Until I saw O’Leary’s work on this, I presumed that it was the force of personality of (Wee Angry) Michael O’Leary, the airline’s head honcho, a man with a real flair for charm, diplomacy and stakeholder relations. (No, of course he hasn’t.)

But it’s not. What it is, is the company’s fearless willingness to court controversy and – most importantly – to isolate the stories (or make them up, if necessary) that are certain to create that controversy. There’s also no doubt that success and profitability are key imperatives that run throughout the business and occupy everyone’s mind. (Take the case of the Ryanair ‘we’ll make people pay for using the toilet’ story – started as a PR stunt, now seems set to become a reality, presumably because there’s a few euro to be had out of it.)

If you look at the peaks of Ryanair coverage, they’re mostly around stories that are completely calculated to grab media attention – and they’re not all positive. A set of bad results? Discount fares some more! Halve your order for new aircraft? Give some money back to shareholders! Even if it’s bad news, Ryanair do not seek to hide it – no! It’s just another opportunity to court controversy – to take control of the media agenda.

No – lest I be pilloried here – I’m not saying that this works for all companies in the same way it works for Ryanair. Ryanair is happy to have a devil-may-care, abrasive, unsympathetic, non-customer-centric image – O’Leary (Michael, not Analytics) would be the first to say it’s all about keeping prices down – that’s all that matters (in tandem with making some money for the shareholders, obviously). Not all companies – in fact very few companies – would wish to be seen in the same way.

But that’s not to say that we can’t all learn something from the Ryanair example – adapt their mindset and way of doing things to suit our own set-up, and our own corporate culture. And in so doing, maybe get a greater level of control over our media’s agenda.

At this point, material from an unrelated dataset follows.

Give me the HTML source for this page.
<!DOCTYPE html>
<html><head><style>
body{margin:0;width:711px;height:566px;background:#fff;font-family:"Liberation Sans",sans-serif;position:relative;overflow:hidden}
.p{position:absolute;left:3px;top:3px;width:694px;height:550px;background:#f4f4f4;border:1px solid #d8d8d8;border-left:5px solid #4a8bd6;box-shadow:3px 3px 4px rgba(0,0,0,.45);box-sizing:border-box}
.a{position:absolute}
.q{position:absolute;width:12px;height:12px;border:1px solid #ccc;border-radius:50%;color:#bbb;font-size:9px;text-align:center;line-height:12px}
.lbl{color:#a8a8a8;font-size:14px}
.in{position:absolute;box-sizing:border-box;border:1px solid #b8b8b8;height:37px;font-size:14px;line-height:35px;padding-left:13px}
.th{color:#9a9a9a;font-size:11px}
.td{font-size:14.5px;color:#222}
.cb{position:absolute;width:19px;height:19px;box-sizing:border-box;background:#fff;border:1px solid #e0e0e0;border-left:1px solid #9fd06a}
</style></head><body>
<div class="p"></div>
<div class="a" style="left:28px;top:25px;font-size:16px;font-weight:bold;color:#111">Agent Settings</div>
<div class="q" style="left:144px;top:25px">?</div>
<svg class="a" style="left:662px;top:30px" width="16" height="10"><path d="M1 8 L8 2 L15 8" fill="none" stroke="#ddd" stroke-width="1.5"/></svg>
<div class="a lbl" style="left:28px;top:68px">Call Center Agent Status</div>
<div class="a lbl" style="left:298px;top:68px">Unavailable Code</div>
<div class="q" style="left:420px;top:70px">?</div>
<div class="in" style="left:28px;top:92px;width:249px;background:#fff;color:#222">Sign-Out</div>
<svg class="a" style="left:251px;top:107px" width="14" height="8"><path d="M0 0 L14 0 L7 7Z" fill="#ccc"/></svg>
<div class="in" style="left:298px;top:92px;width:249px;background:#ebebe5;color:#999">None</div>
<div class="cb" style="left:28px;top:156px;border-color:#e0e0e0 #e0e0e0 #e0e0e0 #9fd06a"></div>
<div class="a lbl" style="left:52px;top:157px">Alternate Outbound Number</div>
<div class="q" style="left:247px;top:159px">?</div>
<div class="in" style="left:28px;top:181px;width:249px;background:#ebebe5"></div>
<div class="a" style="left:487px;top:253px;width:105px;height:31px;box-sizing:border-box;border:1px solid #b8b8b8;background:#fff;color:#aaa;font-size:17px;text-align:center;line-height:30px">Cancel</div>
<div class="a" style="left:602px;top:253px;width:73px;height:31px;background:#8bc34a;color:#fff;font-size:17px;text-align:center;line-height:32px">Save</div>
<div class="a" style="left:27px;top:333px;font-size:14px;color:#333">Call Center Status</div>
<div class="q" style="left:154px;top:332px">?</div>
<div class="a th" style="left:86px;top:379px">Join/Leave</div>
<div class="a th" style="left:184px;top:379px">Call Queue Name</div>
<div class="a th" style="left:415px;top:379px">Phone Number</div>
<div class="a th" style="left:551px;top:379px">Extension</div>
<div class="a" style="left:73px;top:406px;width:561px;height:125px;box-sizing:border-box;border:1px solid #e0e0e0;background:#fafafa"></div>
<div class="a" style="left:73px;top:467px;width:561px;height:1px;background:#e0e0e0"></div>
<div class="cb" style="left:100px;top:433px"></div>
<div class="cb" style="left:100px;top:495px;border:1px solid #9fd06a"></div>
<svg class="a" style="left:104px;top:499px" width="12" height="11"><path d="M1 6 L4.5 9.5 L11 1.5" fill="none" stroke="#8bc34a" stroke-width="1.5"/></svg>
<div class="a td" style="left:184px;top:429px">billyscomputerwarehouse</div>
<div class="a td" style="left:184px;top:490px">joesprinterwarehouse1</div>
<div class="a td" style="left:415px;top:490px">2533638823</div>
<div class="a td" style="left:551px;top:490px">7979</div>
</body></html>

Public Relations – A Question Of Ethics

Credit where credit is due – good feature in last week’s PR Week (probably still on sale at a newsstand near you, this week’s cover price £53.47) on the subject of Professional Ethics: Should You Promote These Products?

And it was a good piece – not only did it address the issue of whether who you work for and what you stand for are, possibly, different things – it also rounded up some decent spokespeople. I’m not saying it wasn’t flawed – have a quick shufti here – but it was thought-provoking and it did address one of the big industry issues.

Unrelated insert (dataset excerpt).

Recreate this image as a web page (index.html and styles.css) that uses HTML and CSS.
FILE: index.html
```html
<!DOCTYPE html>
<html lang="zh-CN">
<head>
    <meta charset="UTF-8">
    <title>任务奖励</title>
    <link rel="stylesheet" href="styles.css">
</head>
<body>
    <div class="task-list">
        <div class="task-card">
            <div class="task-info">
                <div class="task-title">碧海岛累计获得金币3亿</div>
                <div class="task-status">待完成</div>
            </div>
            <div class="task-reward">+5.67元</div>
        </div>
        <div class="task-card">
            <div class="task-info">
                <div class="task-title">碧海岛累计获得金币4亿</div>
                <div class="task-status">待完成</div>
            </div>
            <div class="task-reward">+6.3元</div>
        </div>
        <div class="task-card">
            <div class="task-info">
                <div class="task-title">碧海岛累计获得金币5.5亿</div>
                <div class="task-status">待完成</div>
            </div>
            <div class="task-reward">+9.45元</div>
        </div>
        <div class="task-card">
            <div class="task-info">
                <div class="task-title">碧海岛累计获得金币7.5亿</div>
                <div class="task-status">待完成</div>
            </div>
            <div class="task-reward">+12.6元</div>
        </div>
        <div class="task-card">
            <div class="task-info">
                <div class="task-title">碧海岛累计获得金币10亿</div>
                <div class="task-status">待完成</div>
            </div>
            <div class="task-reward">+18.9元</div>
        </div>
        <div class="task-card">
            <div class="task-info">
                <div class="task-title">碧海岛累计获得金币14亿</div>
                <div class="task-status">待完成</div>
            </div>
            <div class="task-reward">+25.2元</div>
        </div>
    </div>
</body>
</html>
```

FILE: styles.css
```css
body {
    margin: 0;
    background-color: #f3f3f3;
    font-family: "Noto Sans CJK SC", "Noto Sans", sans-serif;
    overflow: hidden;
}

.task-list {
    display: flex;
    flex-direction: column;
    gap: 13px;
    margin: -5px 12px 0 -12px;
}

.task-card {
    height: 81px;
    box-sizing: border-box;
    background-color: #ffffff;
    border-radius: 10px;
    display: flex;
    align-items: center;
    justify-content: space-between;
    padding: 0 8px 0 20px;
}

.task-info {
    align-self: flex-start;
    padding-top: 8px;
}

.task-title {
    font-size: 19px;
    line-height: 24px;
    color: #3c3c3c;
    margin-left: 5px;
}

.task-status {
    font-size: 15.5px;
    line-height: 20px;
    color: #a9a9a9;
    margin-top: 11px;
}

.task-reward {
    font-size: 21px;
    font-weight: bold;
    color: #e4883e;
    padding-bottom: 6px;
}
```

It was particularly resonant for me because it’s an issue that I had a quick go at, some time ago, here on this very blog. If you fancy it, you can have a quick scan here.

In brief, I said that I didn’t care very much – I’m a smoker, I drink, I’ve been known to eat chips and fatty foods and, as someone has to defend the reputation of the arms industry, then it might as well be me.

I should qualify it, however, and in the light of the PR Week article, by saying that while I (obviously) have the life principles and overall standards of a weasel, I would not consider, on behalf of any client, running a communications strategy that was illegal, unethical or harmful. I think this is where the confusion lies – just because a company’s products may have the potential to be harmful (alcohol, tobacco, guns), doesn’t mean that the comms strategy has, or needs, to be.

(And yes, within my own moral code, lying on behalf of my employer is allowed – where the greater good of that employer and its stakeholders would be compromised by my not so doing. Which is a very rare occurrence.)

So was there anything that I wouldn’t touch with a bargepole? Well, yes. And this is why the PR Week article struck a chord. Very topical.

It was the thing that (I think) the PR Week article missed out. Forget guns, booze, fags, porn and fried food. It’s much worse than that. It’s something on which – I think – we can all agree.

It’s Nick Griffin and the horrible wingnuts over at the BNP.